* _SHORT PROBLEM_
Please set down all the lines beneath this one exactly, without the pictures.

Start of RECORDS SHOWN

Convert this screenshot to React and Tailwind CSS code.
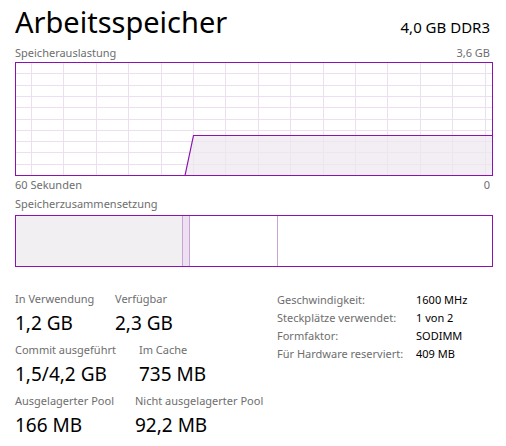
import React from 'react';

const PURPLE = '#8b12ae';

function UsageChart() {
  const w = 478;
  const h = 114;
  const cols = Array.from({ length: 15 }, (_, i) => 16 + i * 32.4);
  const rows = Array.from({ length: 9 }, (_, i) => (i + 1) * 11.3);
  return (
    <svg width={w} height={h} className="block">
      <rect x="0" y="0" width={w} height={h} fill="#ffffff" />
      {cols.map((x) => (
        <line key={'c' + x} x1={Math.round(x) + 0.5} y1="0" x2={Math.round(x) + 0.5} y2={h} stroke="#ecdff0" />
      ))}
      {rows.map((y) => (
        <line key={'r' + y} x1="0" y1={Math.round(y) + 0.5} x2={w} y2={Math.round(y) + 0.5} stroke="#ecdff0" />
      ))}
      <polygon points={`170,113 178.5,73.5 477,73.5 477,113`} fill="#ede8ef" fillOpacity="0.75" />
      <polyline points={`170,113.5 178.5,73.5 477,73.5`} fill="none" stroke={PURPLE} strokeWidth="1.2" />
      <rect x="0.5" y="0.5" width={w - 1} height={h - 1} fill="none" stroke={PURPLE} />
    </svg>
  );
}

function CompositionBar() {
  return (
    <div className="flex h-[52px] w-[478px] border border-[#8b12ae]">
      <div className="w-[166px] bg-[#f2eff3]" />
      <div className="w-[8px] border-x border-[#c9a3d8] bg-[#ede1f1]" />
      <div className="w-[87px]" />
      <div className="flex-1 border-l border-[#c9a3d8]" />
    </div>
  );
}

function Stat({ label, value, className = '' }) {
  return (
    <div className={className}>
      <div className="text-[11px] leading-[16px] text-[#6e6e6e]">{label}</div>
      <div className="mt-[5px] text-[19px] leading-[22px] text-black">{value}</div>
    </div>
  );
}

export default function App() {
  return (
    <div
      className="w-[506px] h-[446px] bg-white px-[15px] overflow-hidden"
      style={{ fontFamily: '"Noto Sans", "Open Sans", sans-serif' }}
    >
      <div className="flex items-end justify-between pt-[4px]">
        <h1 className="text-[29px] leading-[36px] text-black">Arbeitsspeicher</h1>
        <div className="text-[15px] leading-[22px] mb-[2px] text-black pr-[1px]">4,0 GB DDR3</div>
      </div>

      <div className="mt-[5px] flex justify-between text-[11px] leading-[16px] text-[#6e6e6e]">
        <span>Speicherauslastung</span>
        <span className="pr-[1px]">3,6 GB</span>
      </div>
      <div className="mt-[1px]">
        <UsageChart />
      </div>
      <div className="mt-[1px] flex justify-between text-[11px] leading-[16px] text-[#6e6e6e]">
        <span>60 Sekunden</span>
        <span className="pr-[1px]">0</span>
      </div>
      <div className="mt-[3px] text-[11px] leading-[16px] text-[#6e6e6e]">Speicherzusammensetzung</div>
      <div className="mt-[3px]">
        <CompositionBar />
      </div>

      <div className="mt-[24px] flex items-start">
        <div className="w-[262px] flex flex-col gap-[8px]">
          <div className="flex">
            <Stat className="w-[100px]" label="In Verwendung" value="1,2 GB" />
            <Stat label="Verfügbar" value="2,3 GB" />
          </div>
          <div className="flex">
            <Stat className="w-[124px]" label="Commit ausgeführt" value="1,5/4,2 GB" />
            <Stat label="Im Cache" value="735 MB" />
          </div>
          <div className="flex">
            <Stat className="w-[120px]" label="Ausgelagerter Pool" value="166 MB" />
            <Stat label="Nicht ausgelagerter Pool" value="92,2 MB" />
          </div>
        </div>
        <div className="grid grid-cols-[139px_1fr] content-start text-[11px] leading-[18px]">
          <span className="text-[#6e6e6e]">Geschwindigkeit:</span>
          <span className="text-black">1600 MHz</span>
          <span className="text-[#6e6e6e]">Steckplätze verwendet:</span>
          <span className="text-black">1 von 2</span>
          <span className="text-[#6e6e6e]">Formfaktor:</span>
          <span className="text-black">SODIMM</span>
          <span className="text-[#6e6e6e]">Für Hardware reserviert:</span>
          <span className="text-black">409 MB</span>
        </div>
      </div>
    </div>
  );
}
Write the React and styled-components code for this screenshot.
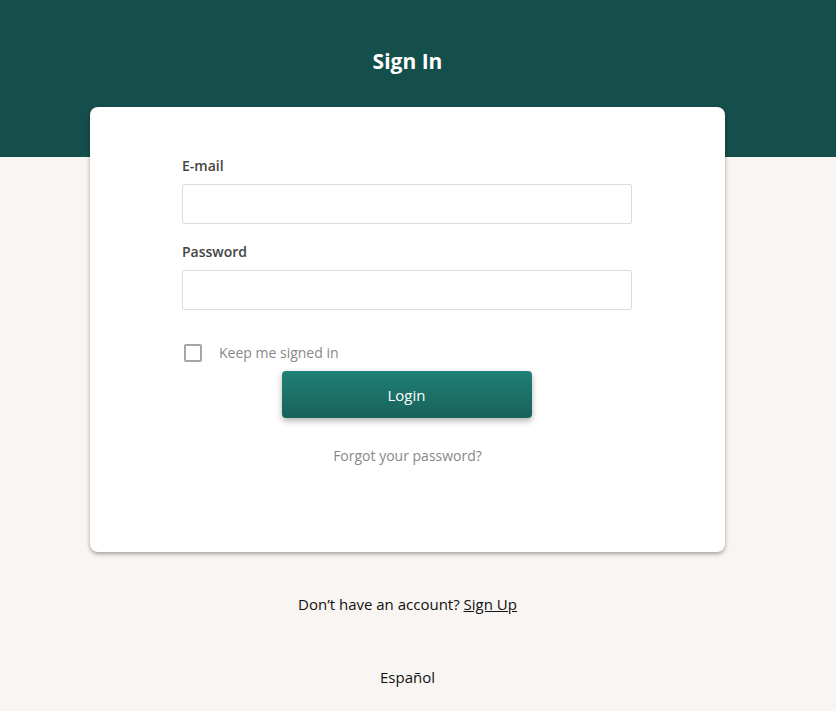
import React from 'react'
import styled, { createGlobalStyle } from 'styled-components'

const GlobalStyle = createGlobalStyle`
  body {
    margin: 0;
    background: #f8f5f2;
    font-family: "Open Sans", "Noto Sans", sans-serif;
  }
`

const Page = styled.div`
  width: 836px;
  min-height: 711px;
  background: #f8f5f2;
`

const Header = styled.header`
  height: 157px;
  background: #154f4b;
  box-sizing: border-box;
  padding-right: 21px;
  padding-top: 46px;
  text-align: center;
`

const Title = styled.h1`
  margin: 0;
  color: #ffffff;
  font-size: 21px;
  font-weight: 700;
  line-height: 30px;
`

const Main = styled.main`
  width: 815px;
  display: flex;
  flex-direction: column;
  align-items: center;
`

const Card = styled.div`
  width: 635px;
  height: 445px;
  margin-top: -50px;
  box-sizing: border-box;
  background: #ffffff;
  border-radius: 8px;
  box-shadow: 0 2px 4px rgba(0, 0, 0, 0.35);
  padding: 49px 92px 0;
  display: flex;
  flex-direction: column;
`

const Label = styled.label`
  display: block;
  color: #444;
  font-size: 14px;
  font-weight: 600;
  line-height: 20px;
  margin-top: ${p => p.$top || 0}px;
  margin-bottom: 8px;
`

const Input = styled.input`
  display: block;
  width: 450px;
  height: 40px;
  box-sizing: border-box;
  border: 1px solid #dcdcdc;
  border-radius: 2px;
  padding: 0 10px;
  font: inherit;
  outline: none;
`

const CheckRow = styled.div`
  display: flex;
  align-items: center;
  gap: 17px;
  margin-top: 33px;
  padding-left: 2px;
`

const Box = styled.span`
  width: 18px;
  height: 18px;
  box-sizing: border-box;
  border: 2px solid #a6a6a6;
  border-radius: 2px;
`

const CheckText = styled.span`
  color: #888;
  font-size: 14px;
  line-height: 20px;
`

const Button = styled.button`
  align-self: center;
  width: 250px;
  height: 47px;
  margin-top: 8px;
  margin-left: -2px;
  border: none;
  border-radius: 4px;
  background: linear-gradient(#208077, #17625b);
  box-shadow: 0 3px 6px rgba(0, 0, 0, 0.3);
  color: #fff;
  font-family: inherit;
  font-size: 15px;
`

const Forgot = styled.a`
  align-self: center;
  margin-top: 28px;
  color: #888;
  font-size: 14px;
  line-height: 20px;
`

const Footer = styled.p`
  margin: ${p => p.$top}px 0 0;
  color: #111;
  font-size: 15px;
  line-height: 22px;
  text-align: center;
`

const Link = styled.a`
  color: #111;
  text-decoration: underline;
`

export default function App() {
  return (
    <Page>
      <GlobalStyle />
      <Header>
        <Title>Sign In</Title>
      </Header>
      <Main>
        <Card>
          <Label>E-mail</Label>
          <Input type="text" />
          <Label $top={18}>Password</Label>
          <Input type="password" />
          <CheckRow>
            <Box />
            <CheckText>Keep me signed in</CheckText>
          </CheckRow>
          <Button>Login</Button>
          <Forgot>Forgot your password?</Forgot>
        </Card>
        <Footer $top={41}>
          Don’t have an account? <Link>Sign Up</Link>
        </Footer>
        <Footer $top={51}>Español</Footer>
      </Main>
    </Page>
  )
}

End of RECORDS SHOWN

* _RESULT BELOW_
Convert this screenshot to React and Tailwind CSS code.
import React from 'react';

const PURPLE = '#8b12ae';

function UsageChart() {
  const w = 478;
  const h = 114;
  const cols = Array.from({ length: 15 }, (_, i) => 16 + i * 32.4);
  const rows = Array.from({ length: 9 }, (_, i) => (i + 1) * 11.3);
  return (
    <svg width={w} height={h} className="block">
      <rect x="0" y="0" width={w} height={h} fill="#ffffff" />
      {cols.map((x) => (
        <line key={'c' + x} x1={Math.round(x) + 0.5} y1="0" x2={Math.round(x) + 0.5} y2={h} stroke="#ecdff0" />
      ))}
      {rows.map((y) => (
        <line key={'r' + y} x1="0" y1={Math.round(y) + 0.5} x2={w} y2={Math.round(y) + 0.5} stroke="#ecdff0" />
      ))}
      <polygon points={`170,113 178.5,73.5 477,73.5 477,113`} fill="#ede8ef" fillOpacity="0.75" />
      <polyline points={`170,113.5 178.5,73.5 477,73.5`} fill="none" stroke={PURPLE} strokeWidth="1.2" />
      <rect x="0.5" y="0.5" width={w - 1} height={h - 1} fill="none" stroke={PURPLE} />
    </svg>
  );
}

function CompositionBar() {
  return (
    <div className="flex h-[52px] w-[478px] border border-[#8b12ae]">
      <div className="w-[166px] bg-[#f2eff3]" />
      <div className="w-[8px] border-x border-[#c9a3d8] bg-[#ede1f1]" />
      <div className="w-[87px]" />
      <div className="flex-1 border-l border-[#c9a3d8]" />
    </div>
  );
}

function Stat({ label, value, className = '' }) {
  return (
    <div className={className}>
      <div className="text-[11px] leading-[16px] text-[#6e6e6e]">{label}</div>
      <div className="mt-[5px] text-[19px] leading-[22px] text-black">{value}</div>
    </div>
  );
}

export default function App() {
  return (
    <div
      className="w-[506px] h-[446px] bg-white px-[15px] overflow-hidden"
      style={{ fontFamily: '"Noto Sans", "Open Sans", sans-serif' }}
    >
      <div className="flex items-end justify-between pt-[4px]">
        <h1 className="text-[29px] leading-[36px] text-black">Arbeitsspeicher</h1>
        <div className="text-[15px] leading-[22px] mb-[2px] text-black pr-[1px]">4,0 GB DDR3</div>
      </div>

      <div className="mt-[5px] flex justify-between text-[11px] leading-[16px] text-[#6e6e6e]">
        <span>Speicherauslastung</span>
        <span className="pr-[1px]">3,6 GB</span>
      </div>
      <div className="mt-[1px]">
        <UsageChart />
      </div>
      <div className="mt-[1px] flex justify-between text-[11px] leading-[16px] text-[#6e6e6e]">
        <span>60 Sekunden</span>
        <span className="pr-[1px]">0</span>
      </div>
      <div className="mt-[3px] text-[11px] leading-[16px] text-[#6e6e6e]">Speicherzusammensetzung</div>
      <div className="mt-[3px]">
        <CompositionBar />
      </div>

      <div className="mt-[24px] flex items-start">
        <div className="w-[262px] flex flex-col gap-[8px]">
          <div className="flex">
            <Stat className="w-[100px]" label="In Verwendung" value="1,2 GB" />
            <Stat label="Verfügbar" value="2,3 GB" />
          </div>
          <div className="flex">
            <Stat className="w-[124px]" label="Commit ausgeführt" value="1,5/4,2 GB" />
            <Stat label="Im Cache" value="735 MB" />
          </div>
          <div className="flex">
            <Stat className="w-[120px]" label="Ausgelagerter Pool" value="166 MB" />
            <Stat label="Nicht ausgelagerter Pool" value="92,2 MB" />
          </div>
        </div>
        <div className="grid grid-cols-[139px_1fr] content-start text-[11px] leading-[18px]">
          <span className="text-[#6e6e6e]">Geschwindigkeit:</span>
          <span className="text-black">1600 MHz</span>
          <span className="text-[#6e6e6e]">Steckplätze verwendet:</span>
          <span className="text-black">1 von 2</span>
          <span className="text-[#6e6e6e]">Formfaktor:</span>
          <span className="text-black">SODIMM</span>
          <span className="text-[#6e6e6e]">Für Hardware reserviert:</span>
          <span className="text-black">409 MB</span>
        </div>
      </div>
    </div>
  );
}
Write the React and styled-components code for this screenshot.
import React from 'react'
import styled, { createGlobalStyle } from 'styled-components'

const GlobalStyle = createGlobalStyle`
  body {
    margin: 0;
    background: #f8f5f2;
    font-family: "Open Sans", "Noto Sans", sans-serif;
  }
`

const Page = styled.div`
  width: 836px;
  min-height: 711px;
  background: #f8f5f2;
`

const Header = styled.header`
  height: 157px;
  background: #154f4b;
  box-sizing: border-box;
  padding-right: 21px;
  padding-top: 46px;
  text-align: center;
`

const Title = styled.h1`
  margin: 0;
  color: #ffffff;
  font-size: 21px;
  font-weight: 700;
  line-height: 30px;
`

const Main = styled.main`
  width: 815px;
  display: flex;
  flex-direction: column;
  align-items: center;
`

const Card = styled.div`
  width: 635px;
  height: 445px;
  margin-top: -50px;
  box-sizing: border-box;
  background: #ffffff;
  border-radius: 8px;
  box-shadow: 0 2px 4px rgba(0, 0, 0, 0.35);
  padding: 49px 92px 0;
  display: flex;
  flex-direction: column;
`

const Label = styled.label`
  display: block;
  color: #444;
  font-size: 14px;
  font-weight: 600;
  line-height: 20px;
  margin-top: ${p => p.$top || 0}px;
  margin-bottom: 8px;
`

const Input = styled.input`
  display: block;
  width: 450px;
  height: 40px;
  box-sizing: border-box;
  border: 1px solid #dcdcdc;
  border-radius: 2px;
  padding: 0 10px;
  font: inherit;
  outline: none;
`

const CheckRow = styled.div`
  display: flex;
  align-items: center;
  gap: 17px;
  margin-top: 33px;
  padding-left: 2px;
`

const Box = styled.span`
  width: 18px;
  height: 18px;
  box-sizing: border-box;
  border: 2px solid #a6a6a6;
  border-radius: 2px;
`

const CheckText = styled.span`
  color: #888;
  font-size: 14px;
  line-height: 20px;
`

const Button = styled.button`
  align-self: center;
  width: 250px;
  height: 47px;
  margin-top: 8px;
  margin-left: -2px;
  border: none;
  border-radius: 4px;
  background: linear-gradient(#208077, #17625b);
  box-shadow: 0 3px 6px rgba(0, 0, 0, 0.3);
  color: #fff;
  font-family: inherit;
  font-size: 15px;
`

const Forgot = styled.a`
  align-self: center;
  margin-top: 28px;
  color: #888;
  font-size: 14px;
  line-height: 20px;
`

const Footer = styled.p`
  margin: ${p => p.$top}px 0 0;
  color: #111;
  font-size: 15px;
  line-height: 22px;
  text-align: center;
`

const Link = styled.a`
  color: #111;
  text-decoration: underline;
`

export default function App() {
  return (
    <Page>
      <GlobalStyle />
      <Header>
        <Title>Sign In</Title>
      </Header>
      <Main>
        <Card>
          <Label>E-mail</Label>
          <Input type="text" />
          <Label $top={18}>Password</Label>
          <Input type="password" />
          <CheckRow>
            <Box />
            <CheckText>Keep me signed in</CheckText>
          </CheckRow>
          <Button>Login</Button>
          <Forgot>Forgot your password?</Forgot>
        </Card>
        <Footer $top={41}>
          Don’t have an account? <Link>Sign Up</Link>
        </Footer>
        <Footer $top={51}>Español</Footer>
      </Main>
    </Page>
  )
}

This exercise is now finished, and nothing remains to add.